Repeat the full listing below verbatim and keep the images out.

═════ LISTED RECORDS

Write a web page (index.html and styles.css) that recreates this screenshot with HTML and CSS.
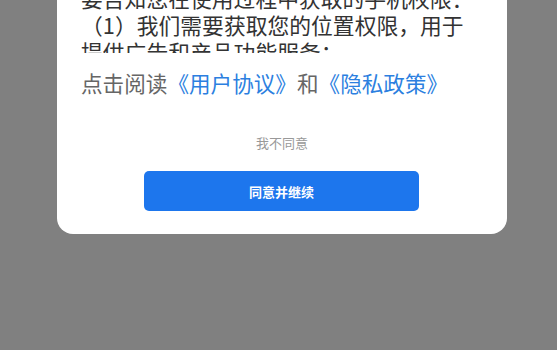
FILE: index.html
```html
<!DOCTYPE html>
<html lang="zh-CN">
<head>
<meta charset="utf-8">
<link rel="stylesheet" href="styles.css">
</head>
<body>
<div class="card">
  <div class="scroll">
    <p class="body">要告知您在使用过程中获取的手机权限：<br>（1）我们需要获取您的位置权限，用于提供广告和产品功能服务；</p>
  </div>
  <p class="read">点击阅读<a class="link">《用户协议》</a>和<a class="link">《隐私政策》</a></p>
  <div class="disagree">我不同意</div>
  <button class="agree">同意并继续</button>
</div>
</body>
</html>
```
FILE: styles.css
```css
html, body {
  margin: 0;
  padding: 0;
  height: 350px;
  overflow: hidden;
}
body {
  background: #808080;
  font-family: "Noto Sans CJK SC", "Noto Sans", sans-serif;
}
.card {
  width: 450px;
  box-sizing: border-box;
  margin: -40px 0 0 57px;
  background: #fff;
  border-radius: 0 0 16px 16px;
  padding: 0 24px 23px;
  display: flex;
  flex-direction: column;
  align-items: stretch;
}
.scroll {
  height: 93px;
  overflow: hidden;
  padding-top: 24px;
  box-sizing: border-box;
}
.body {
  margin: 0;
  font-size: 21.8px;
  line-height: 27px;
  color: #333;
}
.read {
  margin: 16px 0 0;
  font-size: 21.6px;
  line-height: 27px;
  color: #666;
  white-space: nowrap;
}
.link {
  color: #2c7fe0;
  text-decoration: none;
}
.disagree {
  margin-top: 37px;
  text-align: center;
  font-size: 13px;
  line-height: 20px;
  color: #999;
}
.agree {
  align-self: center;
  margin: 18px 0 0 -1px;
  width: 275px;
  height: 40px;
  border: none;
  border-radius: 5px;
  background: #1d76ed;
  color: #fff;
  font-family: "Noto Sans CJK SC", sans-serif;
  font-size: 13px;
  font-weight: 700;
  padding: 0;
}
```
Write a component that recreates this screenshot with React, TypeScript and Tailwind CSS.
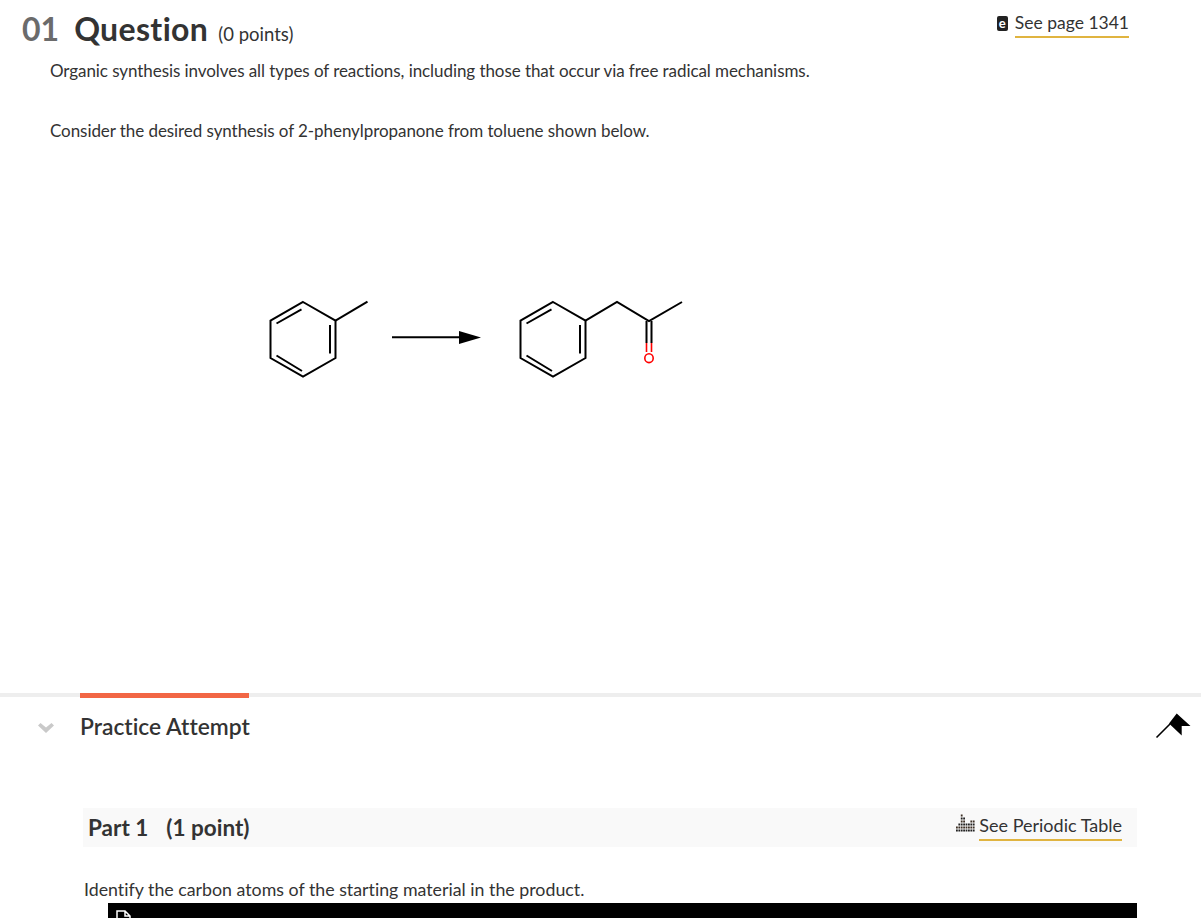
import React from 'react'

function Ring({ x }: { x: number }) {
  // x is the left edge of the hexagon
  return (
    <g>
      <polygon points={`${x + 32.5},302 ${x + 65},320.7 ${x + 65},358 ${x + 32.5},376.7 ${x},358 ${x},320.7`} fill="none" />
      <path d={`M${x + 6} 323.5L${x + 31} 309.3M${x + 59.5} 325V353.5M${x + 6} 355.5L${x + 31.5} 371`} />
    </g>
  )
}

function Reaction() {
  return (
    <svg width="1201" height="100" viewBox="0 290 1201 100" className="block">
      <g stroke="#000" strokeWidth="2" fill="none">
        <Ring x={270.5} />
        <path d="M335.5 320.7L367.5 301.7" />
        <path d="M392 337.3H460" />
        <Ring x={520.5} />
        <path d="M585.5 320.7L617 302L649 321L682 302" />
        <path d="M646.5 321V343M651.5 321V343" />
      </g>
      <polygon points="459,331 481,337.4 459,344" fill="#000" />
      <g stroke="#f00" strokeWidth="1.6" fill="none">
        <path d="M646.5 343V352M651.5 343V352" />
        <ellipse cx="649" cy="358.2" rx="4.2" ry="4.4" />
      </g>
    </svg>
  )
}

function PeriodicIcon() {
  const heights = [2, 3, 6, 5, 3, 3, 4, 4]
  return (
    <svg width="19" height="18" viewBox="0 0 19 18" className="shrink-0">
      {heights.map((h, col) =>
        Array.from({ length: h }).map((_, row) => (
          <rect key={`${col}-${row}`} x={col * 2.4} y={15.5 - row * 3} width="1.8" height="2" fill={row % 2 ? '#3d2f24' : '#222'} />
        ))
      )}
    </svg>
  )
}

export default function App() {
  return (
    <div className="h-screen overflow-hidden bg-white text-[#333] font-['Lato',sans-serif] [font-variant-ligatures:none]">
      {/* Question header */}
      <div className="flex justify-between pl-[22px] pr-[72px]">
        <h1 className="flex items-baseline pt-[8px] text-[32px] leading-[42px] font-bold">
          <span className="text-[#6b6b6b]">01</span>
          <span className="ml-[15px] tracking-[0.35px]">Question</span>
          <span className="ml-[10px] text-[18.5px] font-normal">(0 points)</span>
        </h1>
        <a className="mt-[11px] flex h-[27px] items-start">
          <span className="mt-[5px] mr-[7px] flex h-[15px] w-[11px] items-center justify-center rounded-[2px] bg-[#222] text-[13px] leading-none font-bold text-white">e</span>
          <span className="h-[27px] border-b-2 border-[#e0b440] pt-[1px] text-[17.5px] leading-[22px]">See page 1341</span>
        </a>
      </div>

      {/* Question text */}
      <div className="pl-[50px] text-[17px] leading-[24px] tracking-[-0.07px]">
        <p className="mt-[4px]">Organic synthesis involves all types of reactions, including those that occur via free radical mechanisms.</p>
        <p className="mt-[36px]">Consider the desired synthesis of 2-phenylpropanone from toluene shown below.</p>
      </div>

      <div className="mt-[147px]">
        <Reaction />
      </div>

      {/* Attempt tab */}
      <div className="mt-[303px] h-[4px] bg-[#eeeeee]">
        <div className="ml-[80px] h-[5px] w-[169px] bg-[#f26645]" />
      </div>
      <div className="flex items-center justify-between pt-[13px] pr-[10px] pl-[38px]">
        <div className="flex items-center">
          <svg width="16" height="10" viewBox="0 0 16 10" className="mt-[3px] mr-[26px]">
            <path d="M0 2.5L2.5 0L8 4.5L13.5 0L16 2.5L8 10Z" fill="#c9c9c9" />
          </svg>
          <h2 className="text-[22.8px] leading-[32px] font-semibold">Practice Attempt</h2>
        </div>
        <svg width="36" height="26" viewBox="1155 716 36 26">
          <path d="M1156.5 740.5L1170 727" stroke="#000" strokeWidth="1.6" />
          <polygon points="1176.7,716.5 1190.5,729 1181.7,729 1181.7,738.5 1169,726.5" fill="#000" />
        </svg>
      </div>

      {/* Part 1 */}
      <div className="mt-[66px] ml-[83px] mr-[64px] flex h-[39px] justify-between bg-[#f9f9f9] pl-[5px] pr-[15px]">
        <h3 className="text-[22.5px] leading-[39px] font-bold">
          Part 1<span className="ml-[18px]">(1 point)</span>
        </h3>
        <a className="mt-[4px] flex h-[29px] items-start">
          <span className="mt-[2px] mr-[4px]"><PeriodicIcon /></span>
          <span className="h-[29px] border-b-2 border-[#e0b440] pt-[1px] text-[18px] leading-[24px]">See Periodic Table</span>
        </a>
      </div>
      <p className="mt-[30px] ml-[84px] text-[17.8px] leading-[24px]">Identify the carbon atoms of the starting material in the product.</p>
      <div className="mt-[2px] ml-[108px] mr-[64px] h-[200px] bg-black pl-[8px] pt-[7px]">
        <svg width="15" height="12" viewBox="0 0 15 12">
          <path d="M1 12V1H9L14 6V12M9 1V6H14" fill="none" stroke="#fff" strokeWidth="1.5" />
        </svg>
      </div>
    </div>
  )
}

══════════

● **RESPONSE TO THIS EXERCISE**:
Write a web page (index.html and styles.css) that recreates this screenshot with HTML and CSS.
FILE: index.html
```html
<!DOCTYPE html>
<html lang="zh-CN">
<head>
<meta charset="utf-8">
<link rel="stylesheet" href="styles.css">
</head>
<body>
<div class="card">
  <div class="scroll">
    <p class="body">要告知您在使用过程中获取的手机权限：<br>（1）我们需要获取您的位置权限，用于提供广告和产品功能服务；</p>
  </div>
  <p class="read">点击阅读<a class="link">《用户协议》</a>和<a class="link">《隐私政策》</a></p>
  <div class="disagree">我不同意</div>
  <button class="agree">同意并继续</button>
</div>
</body>
</html>
```
FILE: styles.css
```css
html, body {
  margin: 0;
  padding: 0;
  height: 350px;
  overflow: hidden;
}
body {
  background: #808080;
  font-family: "Noto Sans CJK SC", "Noto Sans", sans-serif;
}
.card {
  width: 450px;
  box-sizing: border-box;
  margin: -40px 0 0 57px;
  background: #fff;
  border-radius: 0 0 16px 16px;
  padding: 0 24px 23px;
  display: flex;
  flex-direction: column;
  align-items: stretch;
}
.scroll {
  height: 93px;
  overflow: hidden;
  padding-top: 24px;
  box-sizing: border-box;
}
.body {
  margin: 0;
  font-size: 21.8px;
  line-height: 27px;
  color: #333;
}
.read {
  margin: 16px 0 0;
  font-size: 21.6px;
  line-height: 27px;
  color: #666;
  white-space: nowrap;
}
.link {
  color: #2c7fe0;
  text-decoration: none;
}
.disagree {
  margin-top: 37px;
  text-align: center;
  font-size: 13px;
  line-height: 20px;
  color: #999;
}
.agree {
  align-self: center;
  margin: 18px 0 0 -1px;
  width: 275px;
  height: 40px;
  border: none;
  border-radius: 5px;
  background: #1d76ed;
  color: #fff;
  font-family: "Noto Sans CJK SC", sans-serif;
  font-size: 13px;
  font-weight: 700;
  padding: 0;
}
```
Write a component that recreates this screenshot with React, TypeScript and Tailwind CSS.
import React from 'react'

function Ring({ x }: { x: number }) {
  // x is the left edge of the hexagon
  return (
    <g>
      <polygon points={`${x + 32.5},302 ${x + 65},320.7 ${x + 65},358 ${x + 32.5},376.7 ${x},358 ${x},320.7`} fill="none" />
      <path d={`M${x + 6} 323.5L${x + 31} 309.3M${x + 59.5} 325V353.5M${x + 6} 355.5L${x + 31.5} 371`} />
    </g>
  )
}

function Reaction() {
  return (
    <svg width="1201" height="100" viewBox="0 290 1201 100" className="block">
      <g stroke="#000" strokeWidth="2" fill="none">
        <Ring x={270.5} />
        <path d="M335.5 320.7L367.5 301.7" />
        <path d="M392 337.3H460" />
        <Ring x={520.5} />
        <path d="M585.5 320.7L617 302L649 321L682 302" />
        <path d="M646.5 321V343M651.5 321V343" />
      </g>
      <polygon points="459,331 481,337.4 459,344" fill="#000" />
      <g stroke="#f00" strokeWidth="1.6" fill="none">
        <path d="M646.5 343V352M651.5 343V352" />
        <ellipse cx="649" cy="358.2" rx="4.2" ry="4.4" />
      </g>
    </svg>
  )
}

function PeriodicIcon() {
  const heights = [2, 3, 6, 5, 3, 3, 4, 4]
  return (
    <svg width="19" height="18" viewBox="0 0 19 18" className="shrink-0">
      {heights.map((h, col) =>
        Array.from({ length: h }).map((_, row) => (
          <rect key={`${col}-${row}`} x={col * 2.4} y={15.5 - row * 3} width="1.8" height="2" fill={row % 2 ? '#3d2f24' : '#222'} />
        ))
      )}
    </svg>
  )
}

export default function App() {
  return (
    <div className="h-screen overflow-hidden bg-white text-[#333] font-['Lato',sans-serif] [font-variant-ligatures:none]">
      {/* Question header */}
      <div className="flex justify-between pl-[22px] pr-[72px]">
        <h1 className="flex items-baseline pt-[8px] text-[32px] leading-[42px] font-bold">
          <span className="text-[#6b6b6b]">01</span>
          <span className="ml-[15px] tracking-[0.35px]">Question</span>
          <span className="ml-[10px] text-[18.5px] font-normal">(0 points)</span>
        </h1>
        <a className="mt-[11px] flex h-[27px] items-start">
          <span className="mt-[5px] mr-[7px] flex h-[15px] w-[11px] items-center justify-center rounded-[2px] bg-[#222] text-[13px] leading-none font-bold text-white">e</span>
          <span className="h-[27px] border-b-2 border-[#e0b440] pt-[1px] text-[17.5px] leading-[22px]">See page 1341</span>
        </a>
      </div>

      {/* Question text */}
      <div className="pl-[50px] text-[17px] leading-[24px] tracking-[-0.07px]">
        <p className="mt-[4px]">Organic synthesis involves all types of reactions, including those that occur via free radical mechanisms.</p>
        <p className="mt-[36px]">Consider the desired synthesis of 2-phenylpropanone from toluene shown below.</p>
      </div>

      <div className="mt-[147px]">
        <Reaction />
      </div>

      {/* Attempt tab */}
      <div className="mt-[303px] h-[4px] bg-[#eeeeee]">
        <div className="ml-[80px] h-[5px] w-[169px] bg-[#f26645]" />
      </div>
      <div className="flex items-center justify-between pt-[13px] pr-[10px] pl-[38px]">
        <div className="flex items-center">
          <svg width="16" height="10" viewBox="0 0 16 10" className="mt-[3px] mr-[26px]">
            <path d="M0 2.5L2.5 0L8 4.5L13.5 0L16 2.5L8 10Z" fill="#c9c9c9" />
          </svg>
          <h2 className="text-[22.8px] leading-[32px] font-semibold">Practice Attempt</h2>
        </div>
        <svg width="36" height="26" viewBox="1155 716 36 26">
          <path d="M1156.5 740.5L1170 727" stroke="#000" strokeWidth="1.6" />
          <polygon points="1176.7,716.5 1190.5,729 1181.7,729 1181.7,738.5 1169,726.5" fill="#000" />
        </svg>
      </div>

      {/* Part 1 */}
      <div className="mt-[66px] ml-[83px] mr-[64px] flex h-[39px] justify-between bg-[#f9f9f9] pl-[5px] pr-[15px]">
        <h3 className="text-[22.5px] leading-[39px] font-bold">
          Part 1<span className="ml-[18px]">(1 point)</span>
        </h3>
        <a className="mt-[4px] flex h-[29px] items-start">
          <span className="mt-[2px] mr-[4px]"><PeriodicIcon /></span>
          <span className="h-[29px] border-b-2 border-[#e0b440] pt-[1px] text-[18px] leading-[24px]">See Periodic Table</span>
        </a>
      </div>
      <p className="mt-[30px] ml-[84px] text-[17.8px] leading-[24px]">Identify the carbon atoms of the starting material in the product.</p>
      <div className="mt-[2px] ml-[108px] mr-[64px] h-[200px] bg-black pl-[8px] pt-[7px]">
        <svg width="15" height="12" viewBox="0 0 15 12">
          <path d="M1 12V1H9L14 6V12M9 1V6H14" fill="none" stroke="#fff" strokeWidth="1.5" />
        </svg>
      </div>
    </div>
  )
}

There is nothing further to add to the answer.